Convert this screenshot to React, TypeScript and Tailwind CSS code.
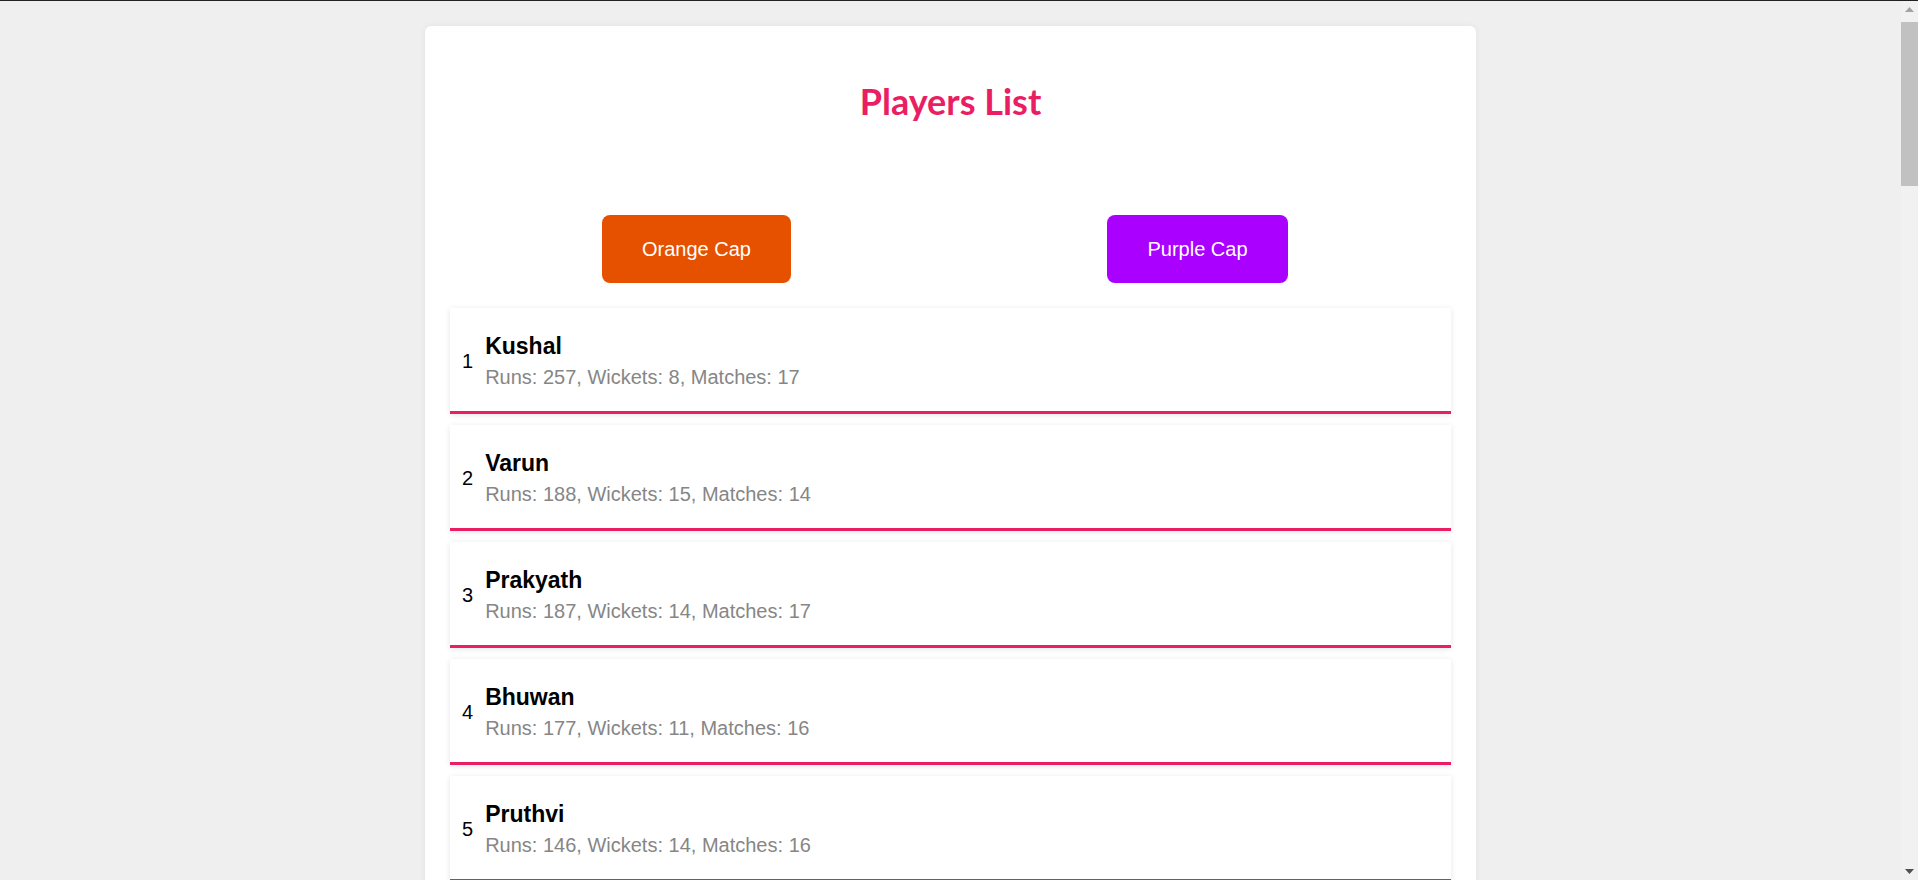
const players = [
  { name: "Kushal", runs: 257, wickets: 8, matches: 17 },
  { name: "Varun", runs: 188, wickets: 15, matches: 14 },
  { name: "Prakyath", runs: 187, wickets: 14, matches: 17 },
  { name: "Bhuwan", runs: 177, wickets: 11, matches: 16 },
  { name: "Pruthvi", runs: 146, wickets: 14, matches: 16 },
  { name: "Sharath", runs: 140, wickets: 9, matches: 15 },
  { name: "Manoj", runs: 132, wickets: 12, matches: 16 },
  { name: "Karthik", runs: 128, wickets: 6, matches: 14 },
  { name: "Rohan", runs: 121, wickets: 10, matches: 15 },
  { name: "Nikhil", runs: 117, wickets: 7, matches: 13 },
  { name: "Abhishek", runs: 110, wickets: 13, matches: 16 },
  { name: "Sagar", runs: 104, wickets: 5, matches: 12 },
  { name: "Darshan", runs: 98, wickets: 16, matches: 17 },
  { name: "Vinay", runs: 95, wickets: 9, matches: 14 },
  { name: "Akash", runs: 91, wickets: 4, matches: 11 },
  { name: "Chetan", runs: 87, wickets: 12, matches: 15 },
  { name: "Harsha", runs: 82, wickets: 8, matches: 13 },
  { name: "Shreyas", runs: 79, wickets: 3, matches: 10 },
  { name: "Tejas", runs: 74, wickets: 11, matches: 14 },
  { name: "Sumanth", runs: 70, wickets: 6, matches: 12 },
  { name: "Pavan", runs: 66, wickets: 10, matches: 13 },
  { name: "Naveen", runs: 61, wickets: 2, matches: 9 },
  { name: "Rakesh", runs: 58, wickets: 7, matches: 11 },
  { name: "Suhas", runs: 54, wickets: 9, matches: 12 },
  { name: "Yashas", runs: 50, wickets: 5, matches: 10 },
  { name: "Gagan", runs: 47, wickets: 8, matches: 11 },
  { name: "Adarsh", runs: 43, wickets: 1, matches: 8 },
  { name: "Kiran", runs: 40, wickets: 6, matches: 10 },
  { name: "Mithun", runs: 36, wickets: 4, matches: 9 },
  { name: "Rahul", runs: 33, wickets: 7, matches: 10 },
  { name: "Deepak", runs: 29, wickets: 3, matches: 8 },
  { name: "Ajay", runs: 25, wickets: 5, matches: 9 },
  { name: "Nithin", runs: 21, wickets: 2, matches: 7 },
  { name: "Girish", runs: 18, wickets: 4, matches: 8 },
  { name: "Santosh", runs: 14, wickets: 1, matches: 6 },
  { name: "Vikas", runs: 10, wickets: 2, matches: 5 },
];

// classic browser scrollbar on the right edge
function Scrollbar() {
  return (
    <div className="sticky top-0 self-start w-[17px] h-[879px] shrink-0 bg-[#f1f1f1] flex flex-col">
      <div className="h-[17px] flex items-center justify-center">
        <svg width="9" height="5" viewBox="0 0 9 5">
          <path d="M4.5 0L9 5H0z" fill="#a3a3a3" />
        </svg>
      </div>
      <div className="flex-1">
        <div className="mt-[4px] h-[164px] bg-[#c1c1c1]" />
      </div>
      <div className="h-[17px] flex items-center justify-center">
        <svg width="9" height="5" viewBox="0 0 9 5">
          <path d="M0 0H9L4.5 5z" fill="#505050" />
        </svg>
      </div>
    </div>
  );
}

export default function App() {
  return (
    <div className="flex min-h-screen bg-[#efefef] border-t border-[#202124] font-['Liberation_Sans',Arial,sans-serif]">
      <main className="flex-1 pt-[25px] pb-[25px]">
        <div className="w-[1051px] mx-auto bg-white rounded-[6px] shadow-[0_0_6px_rgba(0,0,0,0.06)] px-[25px] pt-[25px] pb-[25px]">
          {/* Title */}
          <h1 className="mt-[30px] text-center text-[36px] leading-[40px] font-bold text-[#e91e63] font-['Lato',sans-serif]">
            Players List
          </h1>

          {/* Cap buttons */}
          <div className="grid grid-cols-2 ml-[-4px] mr-[3px] mt-[94px]">
            <div className="flex justify-center">
              <button className="h-[68px] px-10 rounded-lg bg-[#e65100] text-white text-[20px] leading-[23px]">
                Orange Cap
              </button>
            </div>
            <div className="flex justify-center">
              <button className="h-[68px] px-10 rounded-lg bg-[#aa00ff] text-white text-[20px] leading-[23px]">
                Purple Cap
              </button>
            </div>
          </div>

          {/* List */}
          <ul className="mt-[25px] flex flex-col gap-[11px]">
            {players.map((player, index) => (
              <li
                key={player.name}
                className="flex items-center gap-3 bg-white pl-[12px] pt-[25px] pb-[22px] border-b-[3px] border-[#e91e63] shadow-[0_1px_6px_rgba(0,0,0,0.1)]"
              >
                <span className="text-[20px] leading-[23px] text-black">
                  {index + 1}
                </span>
                <div>
                  <div className="text-[23px] leading-[26px] font-bold text-black mb-[7px]">
                    {player.name}
                  </div>
                  <div className="text-[20px] leading-[23px] text-[#868686]">
                    Runs: {player.runs}, Wickets: {player.wickets}, Matches:{" "}
                    {player.matches}
                  </div>
                </div>
              </li>
            ))}
          </ul>
        </div>
      </main>
      <Scrollbar />
    </div>
  );
}
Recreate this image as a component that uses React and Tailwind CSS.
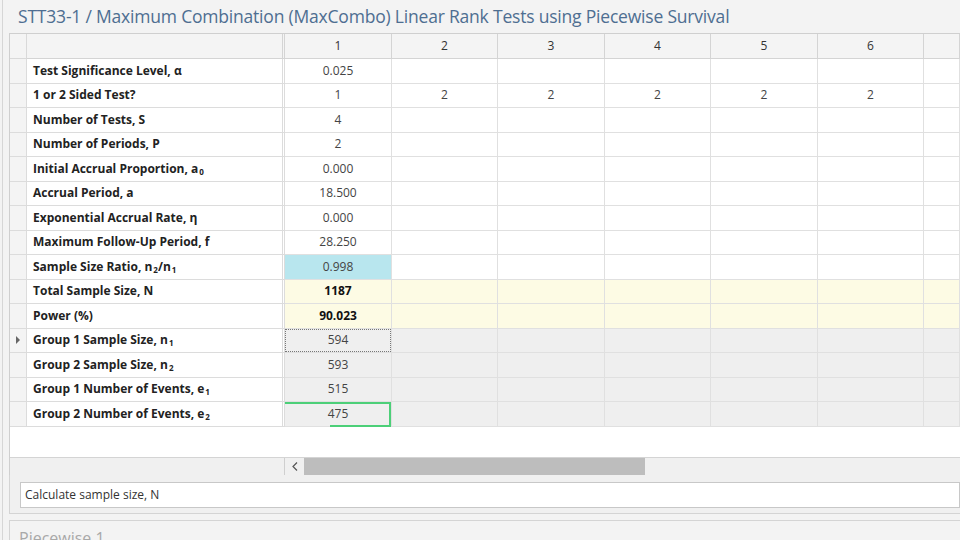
import React from "react";

const font = { fontFamily: '"Open Sans", "Noto Sans", sans-serif' };

const Sub = ({ children }) => (
  <span className="relative top-[3px] text-[8px] ml-[1px]">{children}</span>
);

// label, values for columns 1..6, row kind
const rows = [
  { label: "Test Significance Level, α", vals: ["0.025"] },
  { label: "1 or 2 Sided Test?", vals: ["1", "2", "2", "2", "2", "2"] },
  { label: "Number of Tests, S", vals: ["4"] },
  { label: "Number of Periods, P", vals: ["2"] },
  { label: <>Initial Accrual Proportion, a<Sub>0</Sub></>, vals: ["0.000"] },
  { label: "Accrual Period, a", vals: ["18.500"] },
  { label: "Exponential Accrual Rate, η", vals: ["0.000"] },
  { label: "Maximum Follow-Up Period, f", vals: ["28.250"] },
  { label: <>Sample Size Ratio, n<Sub>2</Sub>/n<Sub>1</Sub></>, vals: ["0.998"], cyan: true },
  { label: "Total Sample Size, N", vals: ["1187"], kind: "result" },
  { label: "Power (%)", vals: ["90.023"], kind: "result" },
  { label: <>Group 1 Sample Size, n<Sub>1</Sub></>, vals: ["594"], kind: "out", current: true },
  { label: <>Group 2 Sample Size, n<Sub>2</Sub></>, vals: ["593"], kind: "out" },
  { label: <>Group 1 Number of Events, e<Sub>1</Sub></>, vals: ["515"], kind: "out" },
  { label: <>Group 2 Number of Events, e<Sub>2</Sub></>, vals: ["475"], kind: "out", editing: true },
];

const cols = "grid grid-cols-[17px_258px_107px_106px_107px_106px_107px_106px_1fr]";

const cellBg = (row) => {
  if (row.kind === "result") return "bg-[#fdfbe4]";
  if (row.kind === "out") return "bg-[#efefef]";
  return "bg-white";
};

export default function App() {
  return (
    <div className="w-[960px] h-[540px] overflow-hidden bg-[#f3f3f3] flex" style={font}>
      {/* window edge */}
      <div className="w-[2px] shrink-0" />
      <div className="w-[1px] shrink-0 bg-[#d6d6d6]" />
      <div className="w-[6px] shrink-0" />

      <div className="flex-1 flex flex-col min-w-0">
        {/* Title */}
        <div className="h-[33px] shrink-0 pl-[9px] flex items-center">
          <h1 className="text-[17.5px] text-[#4e6e91] tracking-[-0.2px] whitespace-nowrap">
            STT33-1 / Maximum Combination (MaxCombo) Linear Rank Tests using Piecewise Survival
          </h1>
        </div>

        {/* Grid panel */}
        <div className="border-l border-t border-[#cfcfcf] bg-white shrink-0">
          {/* header */}
          <div className={`${cols} h-[25px] bg-[#f4f4f4] text-[12px] text-[#333]`}>
            <div className="border-r border-b border-[#d9d9d9]" />
            <div className="border-r-[3px] border-double border-b border-[#d4d4d4]" />
            {["1", "2", "3", "4", "5", "6", ""].map((h, i) => (
              <div
                key={i}
                className="border-r border-b border-[#d4d4d4] flex items-center justify-center"
              >
                {h}
              </div>
            ))}
          </div>

          {rows.map((row, r) => (
            <div key={r} className={`${cols} h-[24.5px] text-[12px]`}>
              <div className="bg-[#f4f4f4] border-r border-b border-[#dcdcdc] flex items-center justify-center">
                {row.current && (
                  <span className="w-0 h-0 border-y-[4px] border-y-transparent border-l-[4px] border-l-[#666]" />
                )}
              </div>
              <div className="bg-white border-r-[3px] border-double border-b border-[#dcdcdc] flex items-center pl-[6px] font-bold text-[#222] whitespace-nowrap">
                {row.label}
              </div>
              {Array.from({ length: 7 }).map((_, c) => {
                const v = row.vals[c] || "";
                let bg = cellBg(row);
                if (row.cyan && c === 0) bg = "bg-[#b8e6ee]";
                const first = c === 0;
                return (
                  <div
                    key={c}
                    className={`relative ${bg} border-r border-b border-[#e0e0e0] flex items-center justify-center ${
                      row.kind === "result" ? "font-bold text-[#111]" : "text-[#444]"
                    }`}
                  >
                    {first && row.current && (
                      <span className="absolute inset-0 border border-dotted border-[#777]" />
                    )}
                    {first && row.editing && (
                      <>
                        <span className="absolute left-0 right-0 top-0 h-[2px] bg-[#4ccf78]" />
                        <span className="absolute right-0 top-0 bottom-0 w-[2px] bg-[#4ccf78]" />
                        <span className="absolute left-[45px] right-0 bottom-[-1px] h-[2px] bg-[#4ccf78]" />
                      </>
                    )}
                    {v}
                  </div>
                );
              })}
            </div>
          ))}

          <div className="h-[30px] bg-white" />

          {/* horizontal scrollbar */}
          <div className="h-[18px] flex border-t border-[#d4d4d4] bg-[#f0f0f0]">
            <div className="w-[275px] border-r border-[#cfcfcf]" />
            <div className="w-[19px] flex items-center justify-center">
              <svg width="6" height="9" viewBox="0 0 6 9">
                <path d="M5 0.5 L1 4.5 L5 8.5" fill="none" stroke="#555" strokeWidth="1.2" />
              </svg>
            </div>
            <div className="w-[341px] bg-[#bdbdbd]" />
            <div className="flex-1" />
          </div>
        </div>

        {/* command box */}
        <div className="h-[39px] shrink-0 bg-[#f0f0f0] border-l border-b border-[#d4d4d4] pl-[10px] pt-[7px]">
          <div className="h-[26px] bg-white border border-[#c8c8c8] flex items-center pl-[4px] text-[12px] text-[#333]">
            Calculate sample size, N
          </div>
        </div>

        <div className="h-[6px] shrink-0" />

        {/* lower panel */}
        <div className="flex-1 border-l border-t border-[#d4d4d4] bg-[#f3f3f3] pl-[9px] pt-[5px]">
          <span className="text-[16px] text-[#a8a8a8]">Piecewise 1</span>
        </div>
      </div>
    </div>
  );
}
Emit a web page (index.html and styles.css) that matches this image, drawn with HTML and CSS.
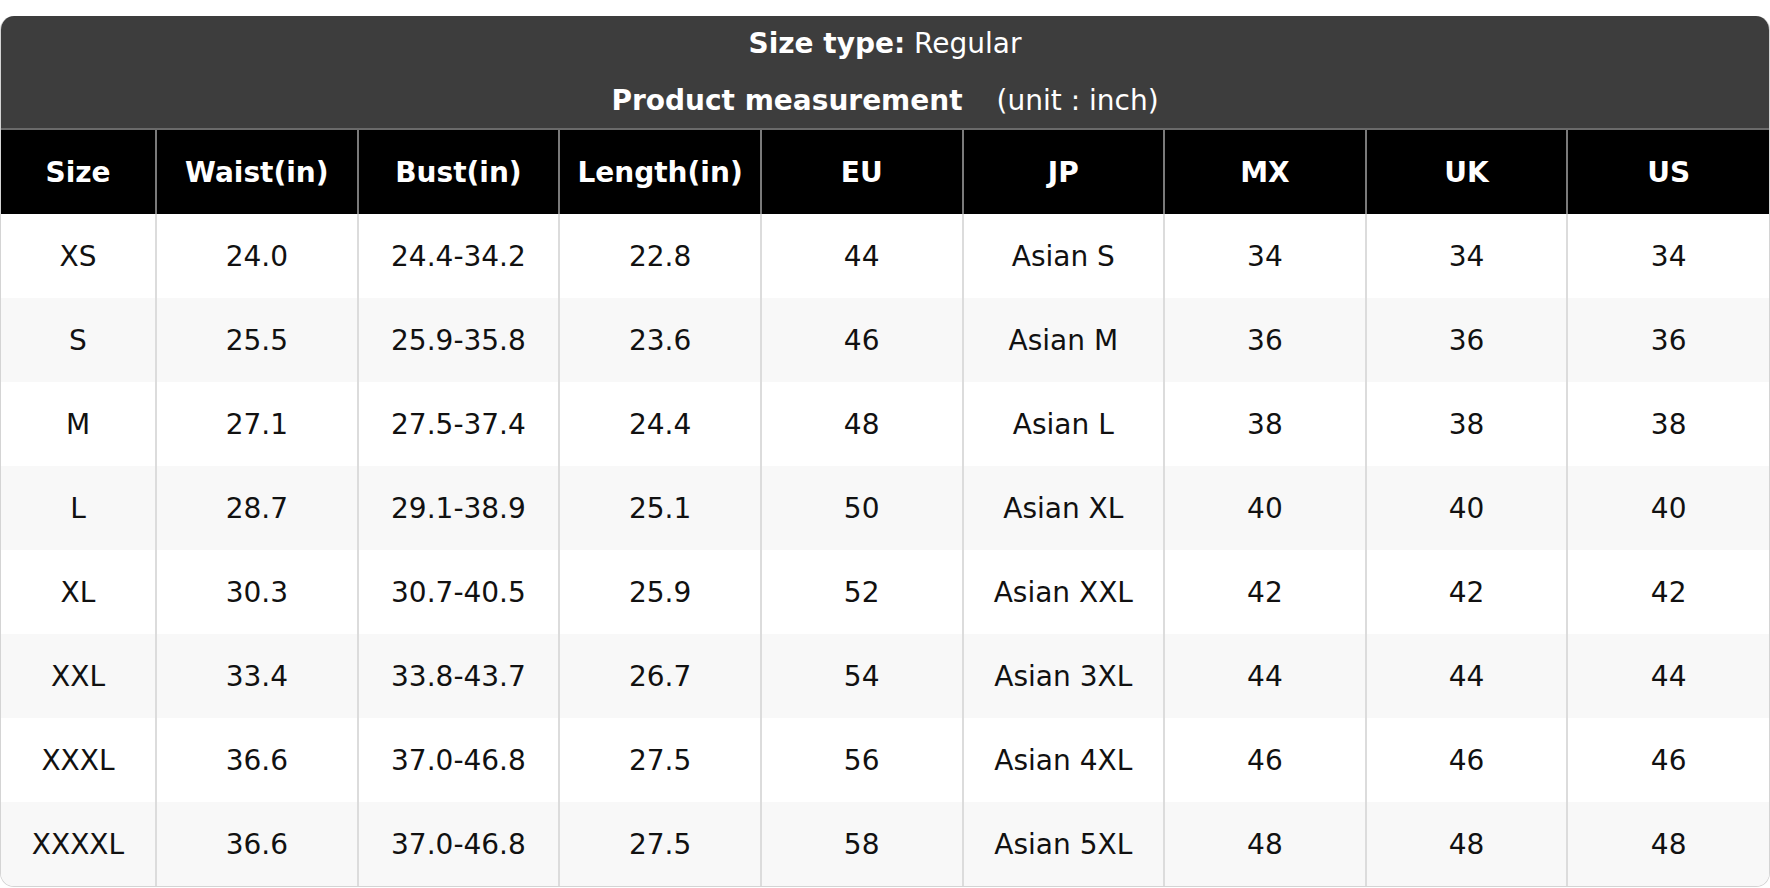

________________________

Required task = Check each line of the records above for the word "Tailwind", then give the number of lines that have it, with no other words.

Result of the exercise = 2